Stored records:
--------------------
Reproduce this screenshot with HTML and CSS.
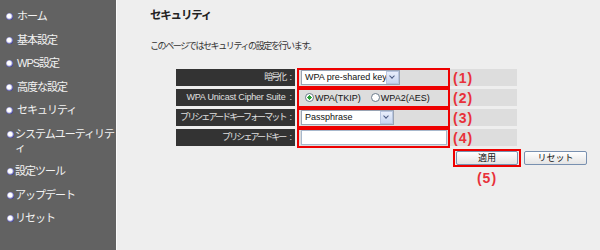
FILE: index.html
```html
<!DOCTYPE html>
<html lang="ja">
<head>
    <meta charset="UTF-8">
    <title>セキュリティ</title>
    <link rel="stylesheet" href="styles.css">
</head>
<body>
    <div class="page">
        <ul class="menu">
            <li><span class="dot"></span>ホーム</li>
            <li><span class="dot"></span>基本設定</li>
            <li><span class="dot"></span>WPS設定</li>
            <li><span class="dot"></span>高度な設定</li>
            <li><span class="dot"></span>セキュリティ</li>
            <li class="tight"><span class="dot"></span>システムユーティリティ</li>
            <li class="tight"><span class="dot"></span>設定ツール</li>
            <li class="tight"><span class="dot"></span>アップデート</li>
            <li class="tight"><span class="dot"></span>リセット</li>
        </ul>

        <div class="main">
            <h1>セキュリティ</h1>
            <p class="intro">このページではセキュリティの設定を行います。</p>

            <div class="form">
                <div class="row">
                    <div class="label">暗号化<span class="colon">:</span></div>
                    <div class="value">
                        <div class="mark">
                            <div class="select sel-enc">WPA pre-shared key<span class="arrow"></span></div>
                        </div>
                        <span class="num">(1)</span>
                    </div>
                </div>
                <div class="row">
                    <div class="label latin">WPA Unicast Cipher Suite<span class="colon">:</span></div>
                    <div class="value">
                        <div class="mark radios">
                            <span class="radio on"></span>WPA(TKIP)
                            <span class="radio"></span>WPA2(AES)
                        </div>
                        <span class="num">(2)</span>
                    </div>
                </div>
                <div class="row">
                    <div class="label">プリシェアードキーフォーマット<span class="colon">:</span></div>
                    <div class="value">
                        <div class="mark">
                            <div class="select sel-fmt">Passphrase<span class="arrow"></span></div>
                        </div>
                        <span class="num">(3)</span>
                    </div>
                </div>
                <div class="row">
                    <div class="label">プリシェアードキー<span class="colon">:</span></div>
                    <div class="value">
                        <div class="mark">
                            <div class="text-input"></div>
                        </div>
                        <span class="num">(4)</span>
                    </div>
                </div>

                <div class="actions">
                    <div class="apply">
                        <div class="mark btn-mark"><button>適用</button></div>
                        <span class="num">(5)</span>
                    </div>
                    <button class="reset">リセット</button>
                </div>
            </div>
        </div>
    </div>
</body>
</html>
```

FILE: styles.css
```css
* {
    box-sizing: border-box;
}
body {
    margin: 0;
    font-family: "Liberation Sans", "Noto Sans CJK JP", sans-serif;
    background-color: #eeeeee;
    color: #333;
}
.page {
    display: flex;
    height: 250px;
}
.menu {
    width: 117px;
    margin: 0;
    padding: 9px 0 0 6px;
    list-style: none;
    background-color: #626262;
    border-right: 1px solid #fafafa;
}
.menu li {
    display: flex;
    align-items: flex-start;
    color: #f2f2f2;
    font-size: 11px;
    letter-spacing: -1px;
    line-height: 14px;
    height: 23.6px;
}
.menu li.tight {
    padding-left: 1px;
}
.menu li:nth-child(6) {
    height: 37px;
    padding-right: 2px;
}
.dot {
    flex: none;
    width: 7px;
    height: 7px;
    margin: 4px 4px 0 0;
    border-radius: 50%;
    background: radial-gradient(circle at 45% 45%, #fff 0, #fff 35%, #3a3aa8 75%);
}
.menu li.tight .dot {
    margin-right: 1px;
}
.main {
    flex: 1;
    padding: 8px 0 0 33px;
}
h1 {
    margin: 0;
    font-size: 11.5px;
    letter-spacing: -1.2px;
    line-height: 14px;
    font-weight: bold;
    color: #222;
}
.intro {
    margin: 18px 0 0;
    font-size: 9px;
    letter-spacing: -1.4px;
    line-height: 12px;
}
.form {
    margin: 17px 0 0 26px;
    width: 341px;
}
.row {
    display: flex;
    gap: 3px;
    height: 17px;
    margin-bottom: 3px;
}
.label {
    width: 119px;
    background-color: #333333;
    color: #e0e0e0;
    font-size: 9px;
    letter-spacing: -1.9px;
    text-align: right;
    line-height: 17px;
    padding-right: 3px;
    white-space: nowrap;
}
.label.latin {
    letter-spacing: -0.2px;
}
.colon {
    margin-left: 4px;
    letter-spacing: 0;
}
.value {
    flex: 1;
    display: flex;
    align-items: center;
    background-color: #dddddd;
}
.mark {
    display: flex;
    align-items: center;
    width: 153px;
    height: 20px;
    margin-left: -1px;
    padding-left: 2px;
    border: 2px solid #ee0000;
}
.num {
    margin-left: 3px;
    color: #e8313a;
    font-size: 14px;
    font-weight: bold;
    letter-spacing: 1px;
}
.select {
    position: relative;
    height: 15px;
    padding: 0 0 0 3px;
    border: 1px solid #9aa4b4;
    background-color: #fff;
    font-size: 9px;
    line-height: 13px;
    color: #111;
    white-space: nowrap;
}
.sel-enc {
    width: 99px;
}
.sel-fmt {
    width: 93px;
}
.arrow {
    position: absolute;
    right: 0;
    top: 0;
    width: 13px;
    height: 13px;
    border: 1px solid #b8c6e0;
    background: linear-gradient(#e8eefb, #c8d6f0);
}
.arrow::after {
    content: "";
    position: absolute;
    left: 3px;
    top: 2px;
    width: 3px;
    height: 3px;
    border-right: 1.5px solid #4a5a80;
    border-bottom: 1.5px solid #4a5a80;
    transform: rotate(45deg);
}
.radios {
    font-size: 9px;
    color: #111;
    padding-left: 6px;
    white-space: nowrap;
}
.radio {
    flex: none;
    width: 9px;
    height: 9px;
    margin-right: 1px;
    border: 1px solid #6b7b8b;
    border-radius: 50%;
    background-color: #fff;
}
.radios .radio:nth-of-type(2) {
    margin-left: 10px;
}
.radio.on {
    background: radial-gradient(circle, #2aa03a 0, #2aa03a 40%, #fff 45%);
}
.text-input {
    width: 146px;
    height: 15px;
    border: 1px solid #a8b8cc;
    background-color: #fff;
}
.actions {
    display: flex;
    gap: 3px;
    padding-left: 277px;
}
.apply {
    display: flex;
    flex-direction: column;
    align-items: center;
}
.btn-mark {
    width: 68px;
    height: 18px;
    padding: 0 0 0 1px;
    margin: 0;
}
.apply .num {
    margin: 3px 0 0 0;
}
button {
    flex: none;
    width: 62px;
    height: 14px;
    padding: 0;
    border: 1px solid #7890b0;
    border-radius: 2px;
    background: linear-gradient(#ffffff, #e4e4e4);
    font-family: inherit;
    font-size: 9px;
    line-height: 12px;
    color: #111;
}
.reset {
    margin-top: 2px;
    width: 63px;
}
```
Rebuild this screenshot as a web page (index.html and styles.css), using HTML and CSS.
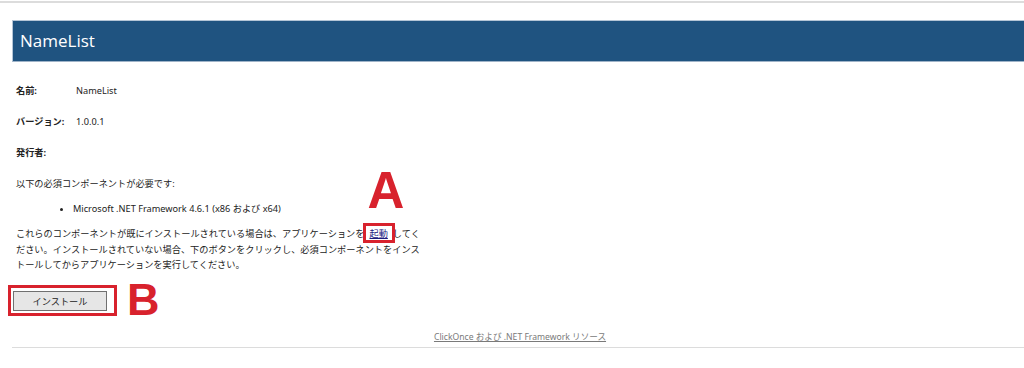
--------------------
Goal of the exercise | Go through the material above and print all of it exactly, except the pictures.

Final result |
Reproduce this screenshot with HTML and CSS.
FILE: index.html
```html
<!DOCTYPE html>
<html lang="ja">
<head>
    <meta charset="UTF-8">
    <title>セキュリティ</title>
    <link rel="stylesheet" href="styles.css">
</head>
<body>
    <div class="page">
        <ul class="menu">
            <li><span class="dot"></span>ホーム</li>
            <li><span class="dot"></span>基本設定</li>
            <li><span class="dot"></span>WPS設定</li>
            <li><span class="dot"></span>高度な設定</li>
            <li><span class="dot"></span>セキュリティ</li>
            <li class="tight"><span class="dot"></span>システムユーティリティ</li>
            <li class="tight"><span class="dot"></span>設定ツール</li>
            <li class="tight"><span class="dot"></span>アップデート</li>
            <li class="tight"><span class="dot"></span>リセット</li>
        </ul>

        <div class="main">
            <h1>セキュリティ</h1>
            <p class="intro">このページではセキュリティの設定を行います。</p>

            <div class="form">
                <div class="row">
                    <div class="label">暗号化<span class="colon">:</span></div>
                    <div class="value">
                        <div class="mark">
                            <div class="select sel-enc">WPA pre-shared key<span class="arrow"></span></div>
                        </div>
                        <span class="num">(1)</span>
                    </div>
                </div>
                <div class="row">
                    <div class="label latin">WPA Unicast Cipher Suite<span class="colon">:</span></div>
                    <div class="value">
                        <div class="mark radios">
                            <span class="radio on"></span>WPA(TKIP)
                            <span class="radio"></span>WPA2(AES)
                        </div>
                        <span class="num">(2)</span>
                    </div>
                </div>
                <div class="row">
                    <div class="label">プリシェアードキーフォーマット<span class="colon">:</span></div>
                    <div class="value">
                        <div class="mark">
                            <div class="select sel-fmt">Passphrase<span class="arrow"></span></div>
                        </div>
                        <span class="num">(3)</span>
                    </div>
                </div>
                <div class="row">
                    <div class="label">プリシェアードキー<span class="colon">:</span></div>
                    <div class="value">
                        <div class="mark">
                            <div class="text-input"></div>
                        </div>
                        <span class="num">(4)</span>
                    </div>
                </div>

                <div class="actions">
                    <div class="apply">
                        <div class="mark btn-mark"><button>適用</button></div>
                        <span class="num">(5)</span>
                    </div>
                    <button class="reset">リセット</button>
                </div>
            </div>
        </div>
    </div>
</body>
</html>
```

FILE: styles.css
```css
* {
    box-sizing: border-box;
}
body {
    margin: 0;
    font-family: "Liberation Sans", "Noto Sans CJK JP", sans-serif;
    background-color: #eeeeee;
    color: #333;
}
.page {
    display: flex;
    height: 250px;
}
.menu {
    width: 117px;
    margin: 0;
    padding: 9px 0 0 6px;
    list-style: none;
    background-color: #626262;
    border-right: 1px solid #fafafa;
}
.menu li {
    display: flex;
    align-items: flex-start;
    color: #f2f2f2;
    font-size: 11px;
    letter-spacing: -1px;
    line-height: 14px;
    height: 23.6px;
}
.menu li.tight {
    padding-left: 1px;
}
.menu li:nth-child(6) {
    height: 37px;
    padding-right: 2px;
}
.dot {
    flex: none;
    width: 7px;
    height: 7px;
    margin: 4px 4px 0 0;
    border-radius: 50%;
    background: radial-gradient(circle at 45% 45%, #fff 0, #fff 35%, #3a3aa8 75%);
}
.menu li.tight .dot {
    margin-right: 1px;
}
.main {
    flex: 1;
    padding: 8px 0 0 33px;
}
h1 {
    margin: 0;
    font-size: 11.5px;
    letter-spacing: -1.2px;
    line-height: 14px;
    font-weight: bold;
    color: #222;
}
.intro {
    margin: 18px 0 0;
    font-size: 9px;
    letter-spacing: -1.4px;
    line-height: 12px;
}
.form {
    margin: 17px 0 0 26px;
    width: 341px;
}
.row {
    display: flex;
    gap: 3px;
    height: 17px;
    margin-bottom: 3px;
}
.label {
    width: 119px;
    background-color: #333333;
    color: #e0e0e0;
    font-size: 9px;
    letter-spacing: -1.9px;
    text-align: right;
    line-height: 17px;
    padding-right: 3px;
    white-space: nowrap;
}
.label.latin {
    letter-spacing: -0.2px;
}
.colon {
    margin-left: 4px;
    letter-spacing: 0;
}
.value {
    flex: 1;
    display: flex;
    align-items: center;
    background-color: #dddddd;
}
.mark {
    display: flex;
    align-items: center;
    width: 153px;
    height: 20px;
    margin-left: -1px;
    padding-left: 2px;
    border: 2px solid #ee0000;
}
.num {
    margin-left: 3px;
    color: #e8313a;
    font-size: 14px;
    font-weight: bold;
    letter-spacing: 1px;
}
.select {
    position: relative;
    height: 15px;
    padding: 0 0 0 3px;
    border: 1px solid #9aa4b4;
    background-color: #fff;
    font-size: 9px;
    line-height: 13px;
    color: #111;
    white-space: nowrap;
}
.sel-enc {
    width: 99px;
}
.sel-fmt {
    width: 93px;
}
.arrow {
    position: absolute;
    right: 0;
    top: 0;
    width: 13px;
    height: 13px;
    border: 1px solid #b8c6e0;
    background: linear-gradient(#e8eefb, #c8d6f0);
}
.arrow::after {
    content: "";
    position: absolute;
    left: 3px;
    top: 2px;
    width: 3px;
    height: 3px;
    border-right: 1.5px solid #4a5a80;
    border-bottom: 1.5px solid #4a5a80;
    transform: rotate(45deg);
}
.radios {
    font-size: 9px;
    color: #111;
    padding-left: 6px;
    white-space: nowrap;
}
.radio {
    flex: none;
    width: 9px;
    height: 9px;
    margin-right: 1px;
    border: 1px solid #6b7b8b;
    border-radius: 50%;
    background-color: #fff;
}
.radios .radio:nth-of-type(2) {
    margin-left: 10px;
}
.radio.on {
    background: radial-gradient(circle, #2aa03a 0, #2aa03a 40%, #fff 45%);
}
.text-input {
    width: 146px;
    height: 15px;
    border: 1px solid #a8b8cc;
    background-color: #fff;
}
.actions {
    display: flex;
    gap: 3px;
    padding-left: 277px;
}
.apply {
    display: flex;
    flex-direction: column;
    align-items: center;
}
.btn-mark {
    width: 68px;
    height: 18px;
    padding: 0 0 0 1px;
    margin: 0;
}
.apply .num {
    margin: 3px 0 0 0;
}
button {
    flex: none;
    width: 62px;
    height: 14px;
    padding: 0;
    border: 1px solid #7890b0;
    border-radius: 2px;
    background: linear-gradient(#ffffff, #e4e4e4);
    font-family: inherit;
    font-size: 9px;
    line-height: 12px;
    color: #111;
}
.reset {
    margin-top: 2px;
    width: 63px;
}
```
Rebuild this screenshot as a web page (index.html and styles.css), using HTML and CSS.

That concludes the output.